* **Aim of the task**
All lines featuring the string "TypeScript" are to be listed.

---------- Records shown

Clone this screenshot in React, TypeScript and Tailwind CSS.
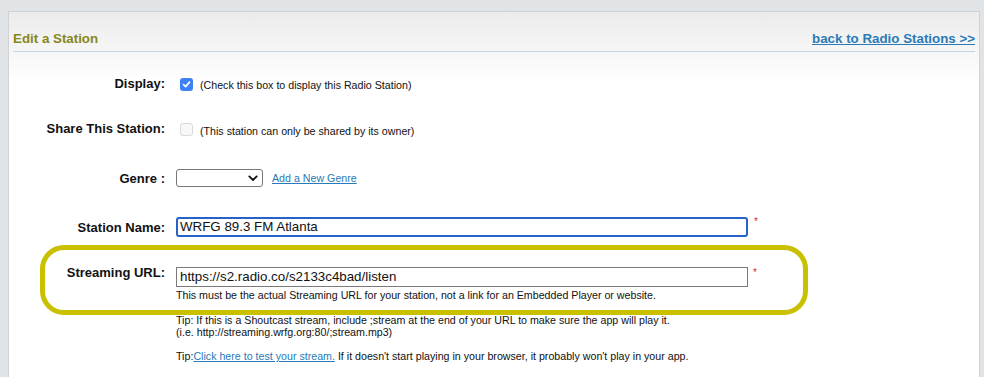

--------------------
---------- Records shown

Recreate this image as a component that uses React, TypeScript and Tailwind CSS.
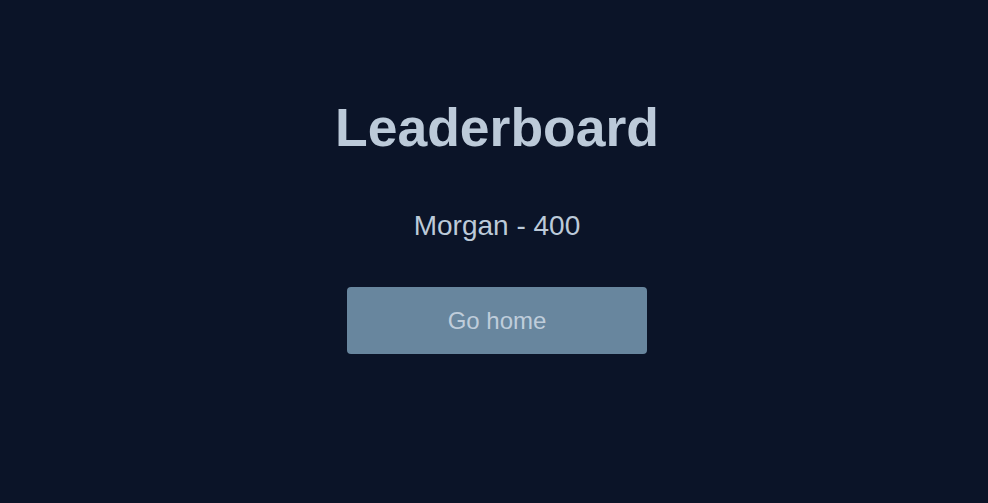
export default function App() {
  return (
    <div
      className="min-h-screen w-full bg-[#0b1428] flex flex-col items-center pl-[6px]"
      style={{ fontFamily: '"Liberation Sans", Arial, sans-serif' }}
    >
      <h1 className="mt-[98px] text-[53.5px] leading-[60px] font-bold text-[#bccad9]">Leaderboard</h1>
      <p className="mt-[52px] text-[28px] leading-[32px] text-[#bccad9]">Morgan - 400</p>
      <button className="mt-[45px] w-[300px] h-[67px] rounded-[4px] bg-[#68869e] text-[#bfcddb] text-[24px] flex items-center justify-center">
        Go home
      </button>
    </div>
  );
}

--------------------

* **Written answer**
Clone this screenshot in React, TypeScript and Tailwind CSS.
Recreate this image as a component that uses React, TypeScript and Tailwind CSS.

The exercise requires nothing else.